Nor are the Taverns, Ale-houses, and Brandy-shops in the Neighbourhood less fill'd with idle Spectators: for, besides the Prosecutors and their Witnesses, (which must necessarily attend) there are infinite Numbers of Watch-makers, Barbers, Poulterers, Engravers, and other Artizans and Handicraft Tradesmen, who have no other Business there, but to hearken to the Stories of the Newgate Solicitors and their Companions, and so neglecting their Callings and Families at home, sit tippling one half Pint after another, till they become as fuddled as a Beef-Eater at a Tavern on a Sunday Morning, and go home mightily edified with the particulars of a Trial for a Rape, or a Highway Robbery.

That Figure which the Sextons of Parishes has made in the World of late Years, is an evident Token of the flourishing State of the Worshipful Corporation of Corps-stealers. There seldom passes a Night, but we hear of some Defunct Plebeian eloping out of one Church-yard or other: nor are those of better Blood more secure, for all their Bolts and Barricadoes. This felonious Commodity, I am told, is sold by Weight, and that the Purchasers generally consider and weigh well what they are about, before they strike a Bargain. The Corpse of a plain Milk-Maid is said to fetch at least 7d. in the Pound[36] more than that of a Countess; and, notwithstanding the highest feeding and fattening, a common Joiner's has had vastly the preference of a Major General's in the Market. But, however, this Calling is liable to many Hazards and Losses as well as others, for oftentimes the Dealers meet with Crosses, which they are oblig'd, though very unwillingly, to bear on their Backs.

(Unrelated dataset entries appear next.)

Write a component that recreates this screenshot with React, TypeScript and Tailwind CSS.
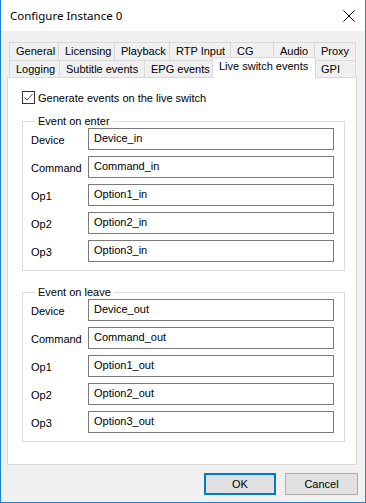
import React from "react";

const Tab = ({ label, w, last }: { label: string; w: string; last?: boolean }) => (
  <div
    className={`${w} shrink-0 h-full flex items-center pl-[6px] border-t border-l ${last ? "border-r" : ""} border-[#d9d9d9] bg-[#f0f0f0] whitespace-nowrap`}
  >
    {label}
  </div>
);

const Row = ({ label, value }: { label: string; value: string }) => (
  <div className="flex items-center h-[22px]">
    <div className="w-[57px] shrink-0 pt-[2px] leading-[14px] whitespace-nowrap">{label}</div>
    <div className="flex-1 h-[22px] border border-[#7a7a7a] bg-white pl-[5px] pt-[2px] leading-[14px] whitespace-nowrap">
      {value}
    </div>
  </div>
);

const Group = ({ title, rows, className }: { title: string; rows: [string, string][]; className?: string }) => (
  <fieldset className={`w-[323px] border border-[#dcdcdc] pl-[8px] pr-[10px] pb-[8px] ${className ?? ""}`}>
    <legend className="ml-[4px] px-[3px] leading-[14px]">{title}</legend>
    <div className="flex flex-col gap-[6px]">
      {rows.map(([l, v]) => (
        <Row key={l} label={l} value={v} />
      ))}
    </div>
  </fieldset>
);

export default function App() {
  return (
    <div className="w-[366px] h-[503px] flex flex-col bg-[#f0f0f0] border-x border-b border-[#1883d7] font-['Liberation_Sans',Arial,sans-serif] text-[11px] text-black">
      <div className="h-[31px] shrink-0 bg-white flex items-center justify-between pl-[9px] pr-[10px]">
        <span className="leading-[16px] text-[11.5px] font-['Noto_Sans',sans-serif]">Configure Instance 0</span>
        <svg width="12" height="12" viewBox="0 0 12 12">
          <path d="M0.5 0.5L11.5 11.5M11.5 0.5L0.5 11.5" stroke="#000" strokeWidth="1" fill="none" />
        </svg>
      </div>
      <div className="flex flex-col pt-[11px]">
        <div className="pl-[6px]">
          <div className="w-[350px]">
            <div className="flex h-[18px] pl-[2px]">
              <Tab label="General" w="w-[49px]" />
              <Tab label="Licensing" w="w-[56px]" />
              <Tab label="Playback" w="w-[55px]" />
              <Tab label="RTP Input" w="w-[61px]" />
              <Tab label="CG" w="w-[43px]" />
              <Tab label="Audio" w="w-[41px]" />
              <Tab label="Proxy" w="w-[42px]" last />
            </div>
            <div className="flex h-[17px] pl-[2px]">
              <Tab label="Logging" w="w-[50px]" />
              <Tab label="Subtitle events" w="w-[85px]" />
              <Tab label="EPG events" w="w-[70px]" />
              <div className="relative z-10 w-[104px] h-[21px] -mt-[3px] -mx-[2px] flex items-center pl-[6px] pb-[3px] border-t border-x border-[#d9d9d9] bg-white whitespace-nowrap shrink-0">
                Live switch events
              </div>
              <Tab label="GPI" w="w-[42px]" last />
            </div>
            <div className="w-[350px] h-[388px] bg-white border border-[#d9d9d9] pt-[13px] pl-[14px]">
              <div className="flex items-center h-[13px]">
                <svg width="13" height="13" viewBox="0 0 13 13" className="shrink-0">
                  <rect x="0.5" y="0.5" width="12" height="12" fill="#fff" stroke="#333" />
                  <path d="M2.5 6.5L5 9L10.5 3" stroke="#444" strokeWidth="1" fill="none" />
                </svg>
                <span className="ml-[3px] leading-[14px] whitespace-nowrap">Generate events on the live switch</span>
              </div>
              <Group
                className="mt-[10px]"
                title="Event on enter"
                rows={[
                  ["Device", "Device_in"],
                  ["Command", "Command_in"],
                  ["Op1", "Option1_in"],
                  ["Op2", "Option2_in"],
                  ["Op3", "Option3_in"],
                ]}
              />
              <Group
                className="mt-[14px]"
                title="Event on leave"
                rows={[
                  ["Device", "Device_out"],
                  ["Command", "Command_out"],
                  ["Op1", "Option1_out"],
                  ["Op2", "Option2_out"],
                  ["Op3", "Option3_out"],
                ]}
              />
            </div>
          </div>
        </div>
        <div className="flex justify-end gap-[9px] pr-[7px] mt-[8px]">
          <div className="w-[72px] h-[22px] border-2 border-[#0078d7] bg-[#e1e1e1] flex items-center justify-center leading-[14px]">
            OK
          </div>
          <div className="w-[73px] h-[22px] border border-[#adadad] bg-[#e1e1e1] flex items-center justify-center leading-[14px]">
            Cancel
          </div>
        </div>
      </div>
    </div>
  );
}
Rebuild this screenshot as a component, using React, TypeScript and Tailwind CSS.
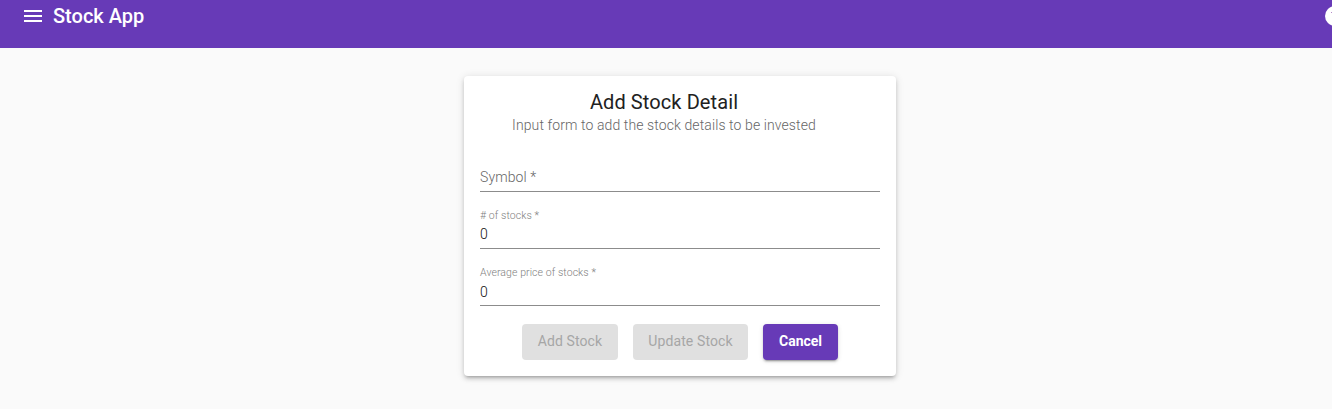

I must say something to those People who have introduced a kind of Fraud of late Years, which now and then runs through the Town like a Contagion: It is call'd Auctioneering, or vending various kinds of Goods by way of Cant or Auction. Soon after a Man of any Note has obtained a Mors Janua Vitæ against his Wife, and publish'd it over his Door, or a Woman has done the same thing by her Husband; a Gang of People, call'd Bughunters, take possession of the House, by displaying their Standard, a huge rotten Carpet, and wage War against all the good Housewives in the Town. Moor-fields and Knaves-acre are drain'd of their Lumber, and scarce a thirtieth Part of the deceased Person's real Furniture is on the Premisses. Next, a News-paper proclaims the Goods of Lady Good-for-nothing lately deceased, to be sold, or rather given away to such as shall take the trouble to fetch them. All the thrifty Ladies take the Hint, and away to the place of Auction; the Orator, or Mouth of the Sale, surrounded by his Puffs and Setters, shows away. One Fellow is professing his Astonishment at the low Prices the things go at, while a Hussey dress'd out for the Day, is bidding against a Woman of Quality, with no intention to buy, but to[37] bring up those that are come thither for no other Purpose to a Price far beyond the real Value. A third Person in the same Circumstance pretends to raise a Dispute, and rails at the Rostrum in behalf of the Company, as a Disguise that he may either decoy or postpone, as occasion shall require. The Ladies return home mightily pleased and satisfied with their fine Pennyworths, and their Judgments are sure to be admired by their Women, and every poor dependant Cousin. The Auctioneers and their Setters retire to the next Tavern, where they drink their Healths, and join in a Chorus for getting rid of their crazy Furniture, &c. such that, perhaps, nothing but a Fire or an Execution besides could have moved out of their Shops.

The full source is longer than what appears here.